Deep Dive: How the Court Reached Its Decision
Court's Authority to Grant Summary Judgment
The court evaluated whether to grant summary judgment by analyzing the evidence submitted by both parties under the legal standard that requires no genuine dispute of material fact. The court highlighted that under Federal Rule of Civil Procedure 56, once the moving party establishes that there is no genuine issue of material fact, the burden shifts to the non-moving party to demonstrate otherwise. The court affirmed that Falk failed to provide sufficient evidence to support his claims against Wells Fargo, which was necessary to avoid summary judgment. The judge noted that disputes over material facts must be based on substantive law, and Falk's assertions lacked the necessary evidentiary support. Thus, the court found that Falk's challenges were insufficient to preclude the summary judgment motion filed by Wells Fargo.
Validity of the Assignment
The court examined whether Wells Fargo had the authority to foreclose based on the assignment of the Note and Deed of Trust from Option One to Wells Fargo. It concluded that the assignment was valid and properly recorded in the public records, which sufficed to authorize Wells Fargo to act as the foreclosing party. The court emphasized that under Texas law, even an assignee of a note can enforce the right to foreclose as long as they can establish the chain of title. Furthermore, the court clarified that Wells Fargo did not need to be the original holder of the Note to initiate foreclosure proceedings. Falk's failure to present evidence to dispute the validity of the assignment led the court to find that Wells Fargo had the requisite legal standing to foreclose on the property.

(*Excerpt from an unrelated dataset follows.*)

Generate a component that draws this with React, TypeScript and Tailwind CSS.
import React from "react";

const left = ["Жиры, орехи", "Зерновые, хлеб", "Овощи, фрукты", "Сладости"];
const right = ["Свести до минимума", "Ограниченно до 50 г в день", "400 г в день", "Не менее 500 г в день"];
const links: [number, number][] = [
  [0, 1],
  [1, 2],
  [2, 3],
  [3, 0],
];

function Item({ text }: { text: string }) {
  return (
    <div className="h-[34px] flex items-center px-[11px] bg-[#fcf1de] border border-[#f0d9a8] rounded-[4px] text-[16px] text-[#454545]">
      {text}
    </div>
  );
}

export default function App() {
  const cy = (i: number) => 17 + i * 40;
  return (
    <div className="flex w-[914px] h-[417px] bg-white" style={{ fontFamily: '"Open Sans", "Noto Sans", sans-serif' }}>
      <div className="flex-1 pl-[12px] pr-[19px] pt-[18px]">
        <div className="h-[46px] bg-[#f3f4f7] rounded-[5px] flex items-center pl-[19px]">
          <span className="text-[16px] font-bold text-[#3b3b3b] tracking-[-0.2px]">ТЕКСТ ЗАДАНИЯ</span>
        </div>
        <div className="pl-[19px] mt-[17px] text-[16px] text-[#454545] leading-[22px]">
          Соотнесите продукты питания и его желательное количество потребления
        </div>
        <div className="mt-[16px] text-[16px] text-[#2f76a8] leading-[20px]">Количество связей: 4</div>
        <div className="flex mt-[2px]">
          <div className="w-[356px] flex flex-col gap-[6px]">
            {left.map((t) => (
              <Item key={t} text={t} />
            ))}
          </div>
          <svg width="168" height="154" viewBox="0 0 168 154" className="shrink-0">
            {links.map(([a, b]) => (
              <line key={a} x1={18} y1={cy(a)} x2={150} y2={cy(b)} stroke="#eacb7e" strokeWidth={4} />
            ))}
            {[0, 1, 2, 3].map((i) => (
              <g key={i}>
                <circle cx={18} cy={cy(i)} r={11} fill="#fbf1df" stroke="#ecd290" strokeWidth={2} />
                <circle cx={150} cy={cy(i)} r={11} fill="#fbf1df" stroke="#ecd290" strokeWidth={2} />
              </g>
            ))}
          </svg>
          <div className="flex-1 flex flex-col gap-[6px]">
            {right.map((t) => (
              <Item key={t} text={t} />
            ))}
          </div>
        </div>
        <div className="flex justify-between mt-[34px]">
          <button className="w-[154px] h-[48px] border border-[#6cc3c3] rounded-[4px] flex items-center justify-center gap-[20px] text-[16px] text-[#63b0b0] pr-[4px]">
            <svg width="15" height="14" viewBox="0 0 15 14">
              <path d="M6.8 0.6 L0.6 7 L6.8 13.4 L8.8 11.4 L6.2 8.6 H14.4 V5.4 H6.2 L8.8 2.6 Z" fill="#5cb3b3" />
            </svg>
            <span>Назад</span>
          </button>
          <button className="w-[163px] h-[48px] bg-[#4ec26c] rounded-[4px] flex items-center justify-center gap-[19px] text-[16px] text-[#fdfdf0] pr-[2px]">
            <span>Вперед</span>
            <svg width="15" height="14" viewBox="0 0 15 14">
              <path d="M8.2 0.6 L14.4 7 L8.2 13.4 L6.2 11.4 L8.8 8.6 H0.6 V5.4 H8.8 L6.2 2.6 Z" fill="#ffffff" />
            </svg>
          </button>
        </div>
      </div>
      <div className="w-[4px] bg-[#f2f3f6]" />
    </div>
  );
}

Rejection of the Loan Modification
The court addressed Falk's argument regarding the loan modification offer and concluded that he did not meet the essential terms for it to be effective. It noted that the loan modification required Falk to sign the documents and make a required payment by a specified date to halt the foreclosure process. Since Falk admitted that he did not sign the agreement by the deadline and failed to make the necessary payment, the court held that the modification was never executed. This failure to comply with the explicit terms of the offer meant that the foreclosure proceedings could lawfully continue. The court determined that Falk's claims regarding the premature initiation of foreclosure were unsubstantiated due to his own inaction in executing the loan modification.

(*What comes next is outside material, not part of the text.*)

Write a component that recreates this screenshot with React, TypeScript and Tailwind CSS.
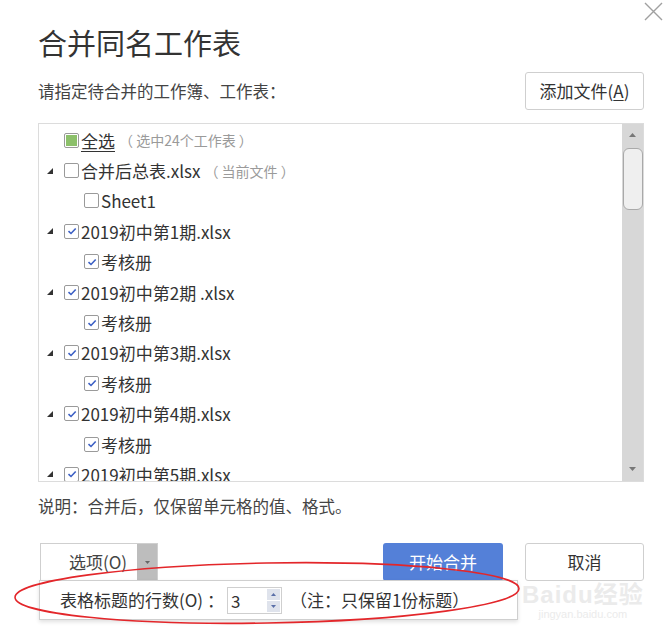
import React from "react";

type Row = {
  label: string;
  note?: string;
  level: 0 | 1 | 2;
  state: "all" | "on" | "off";
  expander?: boolean;
  underline?: boolean;
};

const rows: Row[] = [
  { label: "全选", note: "（ 选中24个工作表 ）", level: 0, state: "all", underline: true },
  { label: "合并后总表.xlsx", note: "（ 当前文件 ）", level: 1, state: "off", expander: true },
  { label: "Sheet1", level: 2, state: "off" },
  { label: "2019初中第1期.xlsx", level: 1, state: "on", expander: true },
  { label: "考核册", level: 2, state: "on" },
  { label: "2019初中第2期 .xlsx", level: 1, state: "on", expander: true },
  { label: "考核册", level: 2, state: "on" },
  { label: "2019初中第3期.xlsx", level: 1, state: "on", expander: true },
  { label: "考核册", level: 2, state: "on" },
  { label: "2019初中第4期.xlsx", level: 1, state: "on", expander: true },
  { label: "考核册", level: 2, state: "on" },
  { label: "2019初中第5期.xlsx", level: 1, state: "on", expander: true },
];

function Check({ state }: { state: Row["state"] }) {
  return (
    <span className="flex h-[15px] w-[15px] shrink-0 items-center justify-center rounded-[2px] border border-[#9a9a9a] bg-white">
      {state === "all" && <span className="h-[11px] w-[11px] bg-[#8cc06a]" />}
      {state === "on" && (
        <svg width="10" height="8" viewBox="0 0 10 8">
          <path d="M1.5 4.2 L4 6.5 L8.7 1.5" fill="none" stroke="#3b5fc4" strokeWidth="1.6" />
        </svg>
      )}
    </span>
  );
}

function TreeRow({ row }: { row: Row }) {
  return (
    <div className="flex h-[30.4px] shrink-0 items-center">
      <span
        className={
          row.level === 2
            ? "flex w-[45px] shrink-0"
            : "flex w-[25px] shrink-0 items-center pl-[8px]"
        }
      >
        {row.expander && (
          <svg width="6" height="6" viewBox="0 0 6 6">
            <polygon points="6,0 6,6 0,6" fill="#333" />
          </svg>
        )}
      </span>
      <Check state={row.state} />
      <span
        className={
          "ml-[2px] whitespace-nowrap text-[17px] leading-none text-[#333]" +
          (row.underline ? " underline underline-offset-[3px]" : "")
        }
      >
        {row.label}
      </span>
      {row.note && (
        <span className="ml-[4px] whitespace-pre text-[14px] leading-none text-[#9a9a9a]">
          {row.note}
        </span>
      )}
    </div>
  );
}

export default function App() {
  return (
    <div className="relative h-[637px] w-[672px] overflow-hidden bg-white font-['Noto_Sans_CJK_SC',sans-serif] text-[#333]">
      {/* close */}
      <svg
        className="absolute right-[9px] top-[2px]"
        width="19"
        height="19"
        viewBox="0 0 19 19"
      >
        <path d="M1 1 L18 18 M18 1 L1 18" stroke="#a0a0a0" strokeWidth="1.4" />
      </svg>

      <div className="flex flex-col pl-[38px] pr-[28px]">
        <h1 className="pt-[22px] text-[29px] font-normal leading-[40px] text-[#333]">
          合并同名工作表
        </h1>

        <div className="mt-[10px] flex items-center justify-between">
          <span className="text-[16.5px] leading-none text-[#444]">
            请指定待合并的工作簿、工作表：
          </span>
          <button className="flex h-[38px] w-[119px] items-center justify-center rounded-[3px] border border-[#cfcfcf] bg-white text-[17px] text-[#333]">
            添加文件(<span className="underline underline-offset-[2px]">A</span>)
          </button>
        </div>

        <div className="mt-[13px] flex h-[359px] border border-[#dcdcdc]">
          <div className="flex flex-1 flex-col overflow-hidden pt-[1px]">
            {rows.map((r, i) => (
              <TreeRow key={i} row={r} />
            ))}
          </div>
          <div className="flex w-[21px] flex-col items-center bg-[#d7d7d7]">
            <svg className="mt-[9px]" width="7" height="4" viewBox="0 0 7 4">
              <polygon points="3.5,0 7,4 0,4" fill="#777" />
            </svg>
            <div className="mt-[11px] h-[62px] w-[20px] rounded-[6px] border border-[#a9a9a9] bg-[#efefef]" />
            <div className="flex-1" />
            <svg className="mb-[10px]" width="7" height="4" viewBox="0 0 7 4">
              <polygon points="0,0 7,0 3.5,4" fill="#777" />
            </svg>
          </div>
        </div>

        <p className="mt-[12px] text-[16.5px] leading-[24px] text-[#444]">
          说明：合并后，仅保留单元格的值、格式。
        </p>

        <div className="mt-[25px] flex items-center">
          <div className="relative ml-[2px]">
            <div className="flex h-[38px] w-[118px] border border-[#cfcfcf] bg-white">
              <span className="flex flex-1 items-center pl-[28px] text-[17px] text-[#444]">
                选项(O)
              </span>
              <span className="flex w-[20px] items-center justify-center bg-[#bdbdbd]">
                <svg width="5" height="3" viewBox="0 0 5 3">
                  <polygon points="0,0 5,0 2.5,3" fill="#666" />
                </svg>
              </span>
            </div>
            <div className="absolute left-[-1px] top-[37px] flex h-[40px] w-[479px] items-center border border-[#cfcfcf] bg-white pl-[20px] shadow-[0_2px_4px_rgba(0,0,0,0.12)]">
              <span className="whitespace-nowrap text-[17px] text-[#333]">
                表格标题的行数(O) ：
              </span>
              <div className="ml-[3px] flex h-[27px] w-[55px] items-center border border-[#cfcfcf] bg-white pl-[3px]">
                <span className="flex-1 text-[17px] leading-none text-[#333]">3</span>
                <div className="mr-[1px] flex h-[23px] w-[13px] flex-col gap-[1px]">
                  <span className="flex flex-1 items-center justify-center bg-[#dfe3ec]">
                    <svg width="5" height="3" viewBox="0 0 5 3">
                      <polygon points="2.5,0 5,3 0,3" fill="#5a6fa8" />
                    </svg>
                  </span>
                  <span className="flex flex-1 items-center justify-center bg-[#dfe3ec]">
                    <svg width="5" height="3" viewBox="0 0 5 3">
                      <polygon points="0,0 5,0 2.5,3" fill="#5a6fa8" />
                    </svg>
                  </span>
                </div>
              </div>
              <span className="ml-[8px] whitespace-nowrap text-[17px] text-[#333]">
                （注：只保留1份标题）
              </span>
            </div>
          </div>

          <button className="ml-auto flex h-[38px] w-[120px] items-center justify-center rounded-[3px] bg-[#5480d8] text-[17px] text-white">
            开始合并
          </button>
          <button className="ml-[22px] flex h-[38px] w-[119px] items-center justify-center rounded-[3px] border border-[#cfcfcf] bg-white text-[17px] text-[#333]">
            取消
          </button>
        </div>
      </div>

      {/* watermark */}
      <div className="pointer-events-none absolute left-[522px] top-[583px] flex flex-col items-center font-['Liberation_Sans','Noto_Sans_CJK_SC',sans-serif] text-[#ebebeb]">
        <span className="text-[24px] font-bold leading-[24px] tracking-[1px]">
          Baidu经验
        </span>
        <span className="text-[11px] leading-[14px]">jingyan.baidu.com</span>
      </div>

      {/* red mark */}
      <svg
        className="pointer-events-none absolute left-0 top-0"
        width="672"
        height="637"
      >
        <ellipse
          cx="267"
          cy="593"
          rx="252"
          ry="30"
          transform="rotate(-1 267 593)"
          fill="none"
          stroke="#e3262a"
          strokeWidth="1.6"
        />
      </svg>
    </div>
  );
}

Notices Prior to Foreclosure
The court evaluated whether Wells Fargo provided Falk with adequate notice prior to the foreclosure, as required under Texas law. It confirmed that Falk received the necessary notices, including a Notice of Default and a Notice of Sale, fulfilling the statutory requirements. The court applied a presumption of validity to the foreclosure proceedings, indicating that all prerequisites for the sale had been satisfied. Falk's contention that the notices were inadequate because they did not properly identify the mortgagee was found to lack merit, as the notices included the required information and were sent to Falk's last known address. Consequently, the court upheld the sufficiency of the notices, further solidifying the legality of the foreclosure process.
Inability to Rescind the Foreclosure
The court addressed Falk's request for rescission of the foreclosure sale and determined that he could not achieve this without first tendering the amounts due under the mortgage. Citing Texas case law, the court explained that a mortgagor must tender the full amount owed before a court can set aside a foreclosure sale. Falk's admissions regarding his failure to make timely payments and his inability to tender the necessary amounts meant he could not seek to invalidate the foreclosure. Thus, the court concluded that Falk's request for cancellation of the sale was legally insufficient without the requisite tender, reinforcing the validity of Wells Fargo's actions.